Interview with TYSON Director James Toback at The Rumpus
My interview with Tyson director James Toback just went live at The Rumpus. An excerpt:
James Toback started his career in 1978 with a movie called Fingers, starring Harvey Keitel, about a gangster who succeeds in following his more spiritual, delicate side and becomes a concert pianist. In a similar way, Toback’s latest film explores the complicated psyche of Mike Tyson, who turns out to be much more introspective, intelligent, and spiritual than most people have imagined; plus it tells an incredibly dramatic story of personal transformation. Tyson started out as a tough kid in the Bronx, breaking into houses and stealing from stores, and then got into boxing in the reformary. Soon he was discovered and adopted by the trainer Cus D’Amato, who took him in and started him on his spectacular boxing career. That career was interrupted by a conviction for rape (which both Tyson and Toback insist was false), and followed by an equally spectacular decline into drug addiction. Toback caught Tyson in a confessional mood after he emerged from rehab, and the result is a startling film.

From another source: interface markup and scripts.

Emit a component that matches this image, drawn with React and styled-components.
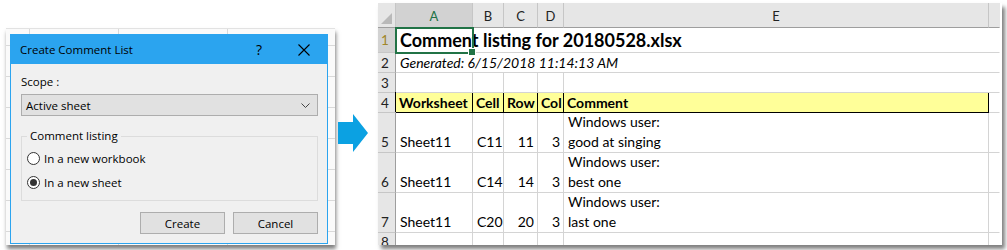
import React from "react";
import styled, { createGlobalStyle } from "styled-components";

const GlobalStyle = createGlobalStyle`
  html, body { margin: 0; padding: 0; background: #fff; }
  * { box-sizing: border-box; }
`;

const Page = styled.div`
  width: 1007px;
  height: 250px;
  display: flex;
  align-items: flex-start;
  overflow: hidden;
`;

/* ---------- left screenshot: the dialog ---------- */

const Shot = styled.div`
  margin: 28px 0 0 6px;
  width: 329px;
  height: 217px;
  padding: 5px 0 0 4px;
  background-color: #fafafa;
  background-image:
    linear-gradient(90deg, transparent 23px, #d9d9d9 23px, #d9d9d9 24px, transparent 24px),
    linear-gradient(90deg, transparent 112px, #d9d9d9 112px, #d9d9d9 113px, transparent 113px),
    linear-gradient(90deg, transparent 221px, #d9d9d9 221px, #d9d9d9 222px, transparent 222px),
    repeating-linear-gradient(180deg, transparent 0, transparent 16px, #d9d9d9 16px, #d9d9d9 17px, transparent 17px, transparent 31px);
  border-top: 1px solid #e2e2e2;
  box-shadow: 1px 4px 4px rgba(0, 0, 0, 0.5);
`;

const Dialog = styled.div`
  width: 318px;
  border: 1px solid #2ba4ef;
  background: #f0f0f0;
  font-family: "Open Sans", "Noto Sans", sans-serif;
  font-size: 11.5px;
  color: #000;
`;

const TitleBar = styled.div`
  height: 29px;
  display: flex;
  align-items: center;
  background: #2ba4ef;
  padding-left: 9px;
`;

const Title = styled.div`
  flex: 1;
  font-size: 11.5px;
`;

const TitleButton = styled.div`
  width: ${p => p.$w}px;
  height: 29px;
  display: flex;
  align-items: center;
  justify-content: center;
  font-size: 14px;
`;

const Body = styled.div`
  padding: 10px 9px 9px 10px;
`;

const Label = styled.div`
  line-height: 16px;
  margin-bottom: 4px;
`;

const Select = styled.div`
  height: 22px;
  display: flex;
  align-items: center;
  justify-content: space-between;
  padding: 0 7px 0 4px;
  background: #e1e1e1;
  border: 1px solid #adadad;
`;

const Group = styled.fieldset`
  margin: 12px 0 0;
  padding: 0 0 6px 5px;
  border: 1px solid #dcdcdc;
  min-width: 0;
`;

const Legend = styled.legend`
  padding: 0 3px;
  line-height: 16px;
`;

const RadioRow = styled.div`
  height: 24px;
  display: flex;
  align-items: center;
  gap: 4px;
  margin-top: ${p => (p.$first ? 2 : 0)}px;
`;

const RadioDot = styled.span`
  width: 13px;
  height: 13px;
  border-radius: 50%;
  border: 1px solid #333;
  background: #fff;
  display: flex;
  align-items: center;
  justify-content: center;
  &::after {
    content: "";
    width: 7px;
    height: 7px;
    border-radius: 50%;
    background: ${p => (p.$on ? "#333" : "transparent")};
  }
`;

const Buttons = styled.div`
  display: flex;
  justify-content: flex-end;
  gap: 8px;
  margin-top: 11px;
`;

const Button = styled.div`
  width: 85px;
  height: 22px;
  display: flex;
  align-items: center;
  justify-content: center;
  background: #e1e1e1;
  border: 1px solid #adadad;
`;

/* ---------- arrow ---------- */

const ArrowBox = styled.div`
  margin: 114px 0 0 3px;
  width: 31px;
  height: 38px;
`;

/* ---------- right screenshot: the sheet ---------- */

const Sheet = styled.div`
  margin: 3px 0 0 9px;
  width: 624px;
  height: 242px;
  overflow: hidden;
  background: #fff;
  box-shadow: 3px 4px 4px rgba(0, 0, 0, 0.5);
`;

const Grid = styled.div`
  display: grid;
  grid-template-columns: 18px 77px 31px 34px 26px 425px 11px;
  grid-template-rows: 25px 25px 20px 20px 20px 40px 40px 40px 20px;
  font-family: Lato, "Open Sans", sans-serif;
  font-size: 14px;
  color: #000;
`;

const Corner = styled.div`
  position: relative;
  background: #e6e6e6;
  border-right: 1px solid #c6c6c6;
  border-bottom: 1px solid #9e9e9e;
  &::after {
    content: "";
    position: absolute;
    right: 3px;
    bottom: 3px;
    border-left: 11px solid transparent;
    border-bottom: 11px solid #b9b9b9;
  }
`;

const ColHead = styled.div`
  display: flex;
  align-items: center;
  justify-content: center;
  background: ${p => (p.$sel ? "#d2d2d2" : "#e6e6e6")};
  color: ${p => (p.$sel ? "#217346" : "#222")};
  border-right: 1px solid ${p => (p.$last ? "transparent" : "#c6c6c6")};
  border-bottom: 1px solid #9e9e9e;
  font-size: 13px;
  padding-top: 1px;
`;

const RowHead = styled.div`
  display: flex;
  align-items: ${p => (p.$tall ? "flex-end" : "center")};
  padding-left: 3px;
  line-height: 20px;
  font-size: 13.5px;
  background: ${p => (p.$sel ? "#d2d2d2" : "#e6e6e6")};
  color: ${p => (p.$sel ? "#a0862a" : "#222")};
  border-right: 1px solid #9e9e9e;
  border-bottom: 1px solid #c6c6c6;
`;

const Cell = styled.div`
  position: relative;
  display: flex;
  align-items: ${p => (p.$tall ? "flex-end" : "center")};
  justify-content: ${p => (p.$right ? "flex-end" : "flex-start")};
  grid-column: ${p => (p.$span ? `span ${p.$span}` : "auto")};
  padding: 0 3px 0 4px;
  line-height: 20px;
  white-space: nowrap;
  border-right: 1px solid ${p => (p.$open ? "transparent" : "#d4d4d4")};
  border-bottom: 1px solid #d4d4d4;
`;

const HeadCell = styled.div`
  display: flex;
  align-items: center;
  padding: 0 3px 0 3px;
  font-weight: 700;
  background: #ffff99;
  border-right: 1px solid #000;
  border-bottom: 1px solid #000;
  box-shadow: 0 -1px 0 #000 ${p => (p.$first ? ", -1px -1px 0 #000" : "")};
`;

const Wrapped = styled.div`
  white-space: normal;
  line-height: 20px;
`;

const TitleText = styled.span`
  font-size: 18px;
  font-weight: 700;
`;

const SubText = styled.span`
  font-size: 14px;
  font-style: italic;
`;

const Selection = styled.div`
  position: absolute;
  left: -1px;
  top: -1px;
  width: 79px;
  height: 27px;
  border: 2px solid #217346;
  pointer-events: none;
  &::after {
    content: "";
    position: absolute;
    right: -4px;
    bottom: -4px;
    width: 6px;
    height: 6px;
    background: #217346;
    border: 1px solid #fff;
  }
`;

const rows = [
  { n: 5, cell: "C11", row: 11, first: "Windows user:", second: "good at singing" },
  { n: 6, cell: "C14", row: 14, first: "Windows user:", second: "best one" },
  { n: 7, cell: "C20", row: 20, first: "Windows user:", second: "last one" },
];

const headers = ["Worksheet", "Cell", "Row", "Col", "Comment"];

const App = () => {
  return (
    <Page>
      <GlobalStyle />
      <Shot>
        <Dialog>
          <TitleBar>
            <Title>Create Comment List</Title>
            <TitleButton $w={44}>?</TitleButton>
            <TitleButton $w={46}>
              <svg width="12" height="12" viewBox="0 0 12 12">
                <path d="M0.5 0.5 L11.5 11.5 M11.5 0.5 L0.5 11.5" stroke="#000" strokeWidth="1.1" />
              </svg>
            </TitleButton>
          </TitleBar>
          <Body>
            <Label>Scope :</Label>
            <Select>
              <span>Active sheet</span>
              <svg width="9" height="5" viewBox="0 0 9 5">
                <polyline points="0.5,0.5 4.5,4.5 8.5,0.5" fill="none" stroke="#444" strokeWidth="1" />
              </svg>
            </Select>
            <Group>
              <Legend>Comment listing</Legend>
              <RadioRow $first>
                <RadioDot />
                <span>In a new workbook</span>
              </RadioRow>
              <RadioRow>
                <RadioDot $on />
                <span>In a new sheet</span>
              </RadioRow>
            </Group>
            <Buttons>
              <Button>Create</Button>
              <Button>Cancel</Button>
            </Buttons>
          </Body>
        </Dialog>
      </Shot>

      <ArrowBox>
        <svg width="31" height="38" viewBox="0 0 31 38">
          <polygon points="0,8 15,8 15,0 30,19 15,38 15,30 0,30" fill="#0ba1e2" />
        </svg>
      </ArrowBox>

      <Sheet>
        <Grid>
          <Corner />
          <ColHead $sel>A</ColHead>
          <ColHead>B</ColHead>
          <ColHead>C</ColHead>
          <ColHead>D</ColHead>
          <ColHead>E</ColHead>
          <ColHead $last />

          <RowHead $sel>1</RowHead>
          <Cell $span={6} $open>
            <TitleText>Comment listing for 20180528.xlsx</TitleText>
            <Selection />
          </Cell>

          <RowHead>2</RowHead>
          <Cell $span={6} $open>
            <SubText>Generated: 6/15/2018 11:14:13 AM</SubText>
          </Cell>

          <RowHead>3</RowHead>
          <Cell />
          <Cell />
          <Cell />
          <Cell />
          <Cell $span={2} $open />

          <RowHead>4</RowHead>
          {headers.map((h, i) => (
            <HeadCell key={h} $first={i === 0}>{h}</HeadCell>
          ))}
          <Cell $open />

          {rows.map(r => (
            <React.Fragment key={r.n}>
              <RowHead $tall>{r.n}</RowHead>
              <Cell $tall>Sheet11</Cell>
              <Cell $tall>{r.cell}</Cell>
              <Cell $tall $right>{r.row}</Cell>
              <Cell $tall $right>3</Cell>
              <Cell $tall>
                <Wrapped>
                  {r.first}
                  <br />
                  {r.second}
                </Wrapped>
              </Cell>
              <Cell $tall $open />
            </React.Fragment>
          ))}

          <RowHead $tall>8</RowHead>
          <Cell />
          <Cell />
          <Cell />
          <Cell />
          <Cell />
          <Cell $open />
        </Grid>
      </Sheet>
    </Page>
  );
};

export default App;
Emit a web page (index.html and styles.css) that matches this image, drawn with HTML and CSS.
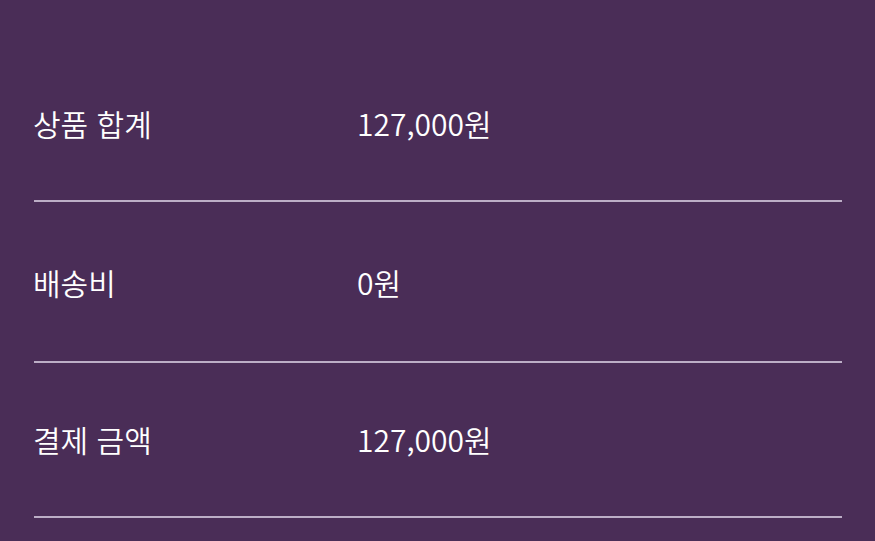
FILE: index.html
```html
<!DOCTYPE html>
<html lang="ko">
<head>
<meta charset="utf-8">
<link rel="stylesheet" href="styles.css">
</head>
<body>
<div class="summary">
  <div class="row">
    <span class="label">상품 합계</span>
    <span class="value">127,000원</span>
  </div>
  <div class="row">
    <span class="label">배송비</span>
    <span class="value">0원</span>
  </div>
  <div class="row">
    <span class="label">결제 금액</span>
    <span class="value">127,000원</span>
  </div>
</div>
</body>
</html>
```
FILE: styles.css
```css
html, body {
  margin: 0;
  padding: 0;
  background: #4a2d57;
}
body {
  width: 875px;
  height: 541px;
  overflow: hidden;
  font-family: "Noto Sans CJK KR", "Noto Sans", sans-serif;
  color: #ffffff;
}
.summary {
  padding: 46px 33px 0 34px;
  display: flex;
  flex-direction: column;
}
.row {
  display: flex;
  align-items: center;
  padding: 56px 0 57px 0;
  border-bottom: 2px solid #bcaec6;
  font-size: 30px;
  font-weight: 350;
  line-height: 40px;
}
.row:nth-child(1) {
  padding-top: 57px;
  padding-bottom: 57px;
}
.row:nth-child(2) {
  padding-top: 60px;
  padding-bottom: 59px;
}
.label {
  width: 324px;
  margin-left: -1px;
}
.value {
  flex: 1;
}
```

Toback was in San Francisco to receive the Kanbar Award for Excellence in Screenwriting from the San Francisco International Film Festival, so I met him in a room set up for the interview in a Union Square hotel. He was imposing, over six feet tall and very broad, and dressed sharply in a black suit with a black collarless shirt. He spoke with a gentle lilt – but it was the somewhat menacing lilt of New York City, where he was born. When he sat down at the interviewing table, it suddenly seemed very tiny with his bulk behind it.
The Rumpus: Has Tyson seen the film? What does he think of it?
James Toback: The first thing he said when he saw it was: “it’s like a Greek tragedy; the only problem is, I’m the subject.” The second time he saw it, which was at Sundance, he said, “people were always saying they were scared of me, and I always was bewildered: why? Actually, seeing the movie this time, I’m scared of this guy.”
So I think he looks at it as both a version of him, and somebody who is a stranger. Because when he looks at the lost early period of his life, and even his early period as a boxer, he’s so removed from that now that it’s like looking at a photo album of a childhood, almost. There’s such a distance between him now and him then. Boxing was almost everything, and now it’s been nothing for four or five years. He’s on the other side of the river now, looking back, and I think it’s a very strange experience for him, because the movie is basically his commentary from this side of the river talking about himself on that side.